St. Faustina records these words Jesus spoke to her in paragraph 723 of her Diary: “The greater the sinner, the greater the right he has to My mercy.” At the National Shrine of the Divine Mercy in Stockbridge, Massachusetts, these words of Jesus are inscribed on the very doors of the confessionals. The Lord is so good to give us this incredible consolation – it helps us realize that it is indeed possible to overcome our sins by trust in His mercy.
In a 1997 homily at the Shrine of Divine Mercy in Krakow, Poland, St. John Paul II said, “Those who sincerely say, ‘Jesus, I trust in You’ will find comfort in all their anxieties and fears…In this ‘dialogue of abandonment’, there is established between man and Christ a special bond that sets love free. And ‘there is no fear in love, but perfect love casts out fear’[1 Jn. 4:18].”

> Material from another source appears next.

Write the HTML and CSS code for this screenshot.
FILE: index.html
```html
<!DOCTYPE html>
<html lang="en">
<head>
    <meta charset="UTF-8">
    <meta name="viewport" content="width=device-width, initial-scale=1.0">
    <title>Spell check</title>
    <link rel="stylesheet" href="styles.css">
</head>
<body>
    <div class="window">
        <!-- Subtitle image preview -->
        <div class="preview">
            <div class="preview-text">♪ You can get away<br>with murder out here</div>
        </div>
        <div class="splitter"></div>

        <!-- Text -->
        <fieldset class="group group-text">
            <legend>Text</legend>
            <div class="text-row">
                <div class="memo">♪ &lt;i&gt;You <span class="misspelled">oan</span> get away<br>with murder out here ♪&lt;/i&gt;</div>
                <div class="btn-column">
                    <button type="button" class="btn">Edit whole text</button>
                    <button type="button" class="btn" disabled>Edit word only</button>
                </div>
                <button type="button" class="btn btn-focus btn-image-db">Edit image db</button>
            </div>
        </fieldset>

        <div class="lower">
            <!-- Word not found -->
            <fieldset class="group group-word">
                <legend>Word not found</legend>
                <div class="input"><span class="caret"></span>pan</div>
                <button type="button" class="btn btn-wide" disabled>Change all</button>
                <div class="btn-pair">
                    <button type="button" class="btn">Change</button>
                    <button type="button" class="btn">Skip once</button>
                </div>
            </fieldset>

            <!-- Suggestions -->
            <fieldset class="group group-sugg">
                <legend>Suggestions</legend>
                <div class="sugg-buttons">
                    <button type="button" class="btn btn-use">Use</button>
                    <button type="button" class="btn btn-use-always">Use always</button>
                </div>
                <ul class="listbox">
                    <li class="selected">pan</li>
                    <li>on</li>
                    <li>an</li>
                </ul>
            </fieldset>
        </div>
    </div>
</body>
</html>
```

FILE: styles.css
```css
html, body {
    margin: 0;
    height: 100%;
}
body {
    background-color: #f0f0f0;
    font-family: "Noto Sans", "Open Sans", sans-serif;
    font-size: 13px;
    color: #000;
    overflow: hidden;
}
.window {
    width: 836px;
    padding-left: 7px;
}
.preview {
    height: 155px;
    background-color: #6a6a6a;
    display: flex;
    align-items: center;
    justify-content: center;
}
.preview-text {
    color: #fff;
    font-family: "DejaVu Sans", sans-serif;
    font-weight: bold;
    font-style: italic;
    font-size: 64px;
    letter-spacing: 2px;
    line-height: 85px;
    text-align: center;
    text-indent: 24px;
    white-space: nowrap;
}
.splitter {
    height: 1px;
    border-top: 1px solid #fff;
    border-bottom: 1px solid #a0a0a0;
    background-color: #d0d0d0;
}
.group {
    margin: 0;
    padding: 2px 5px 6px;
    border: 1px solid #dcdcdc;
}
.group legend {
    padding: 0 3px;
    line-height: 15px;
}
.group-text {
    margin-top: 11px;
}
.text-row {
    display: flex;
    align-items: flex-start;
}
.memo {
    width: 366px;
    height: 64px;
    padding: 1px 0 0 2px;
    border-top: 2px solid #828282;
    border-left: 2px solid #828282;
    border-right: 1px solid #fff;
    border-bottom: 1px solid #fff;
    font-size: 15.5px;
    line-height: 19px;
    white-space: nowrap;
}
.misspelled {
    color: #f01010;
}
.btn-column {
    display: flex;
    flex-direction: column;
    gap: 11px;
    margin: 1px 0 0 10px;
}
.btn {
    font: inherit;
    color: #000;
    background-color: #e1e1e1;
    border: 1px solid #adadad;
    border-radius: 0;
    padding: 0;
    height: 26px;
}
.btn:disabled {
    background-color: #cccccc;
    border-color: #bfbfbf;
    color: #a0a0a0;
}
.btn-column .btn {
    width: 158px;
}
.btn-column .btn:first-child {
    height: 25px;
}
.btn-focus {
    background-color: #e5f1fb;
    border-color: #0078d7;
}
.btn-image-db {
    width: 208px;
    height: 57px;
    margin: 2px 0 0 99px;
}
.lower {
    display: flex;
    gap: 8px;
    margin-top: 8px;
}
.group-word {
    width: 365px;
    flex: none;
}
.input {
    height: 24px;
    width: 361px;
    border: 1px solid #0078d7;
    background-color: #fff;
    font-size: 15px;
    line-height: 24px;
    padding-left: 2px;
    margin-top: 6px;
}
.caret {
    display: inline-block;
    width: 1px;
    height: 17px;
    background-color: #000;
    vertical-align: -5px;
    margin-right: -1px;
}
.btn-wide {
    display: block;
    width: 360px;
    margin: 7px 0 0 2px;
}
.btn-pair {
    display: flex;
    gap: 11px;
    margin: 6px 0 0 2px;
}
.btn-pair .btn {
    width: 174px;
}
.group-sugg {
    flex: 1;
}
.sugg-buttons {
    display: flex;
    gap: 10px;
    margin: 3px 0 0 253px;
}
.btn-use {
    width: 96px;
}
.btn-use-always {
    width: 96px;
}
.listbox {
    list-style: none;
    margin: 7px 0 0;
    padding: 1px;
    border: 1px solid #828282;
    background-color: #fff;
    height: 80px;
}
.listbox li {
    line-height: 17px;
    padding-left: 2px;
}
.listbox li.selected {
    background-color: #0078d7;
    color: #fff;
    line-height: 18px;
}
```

On Divine Mercy Sunday, when we hear the Gospel reading that tells the story of the Apostle Thomas, we can take comfort in the power of the words, “Jesus, I trust in you.” In his encounter with the Risen Christ, Thomas offers a powerful confession of faith. When he sees Jesus and touches His wounds he proclaims, “My Lord, and My God!” We can only imagine the fear and confusion felt by the apostles who, though Jesus had told them He would rise from the dead, still found it so difficult to actually comprehend what that meant. But Jesus came to them in their weakness. In touching Jesus’ wounds, Thomas was healed. His fear and doubt vanished. As we look to Thomas’s transformation, may our fears also be vanquished and may we too, trust in the Mercy of God.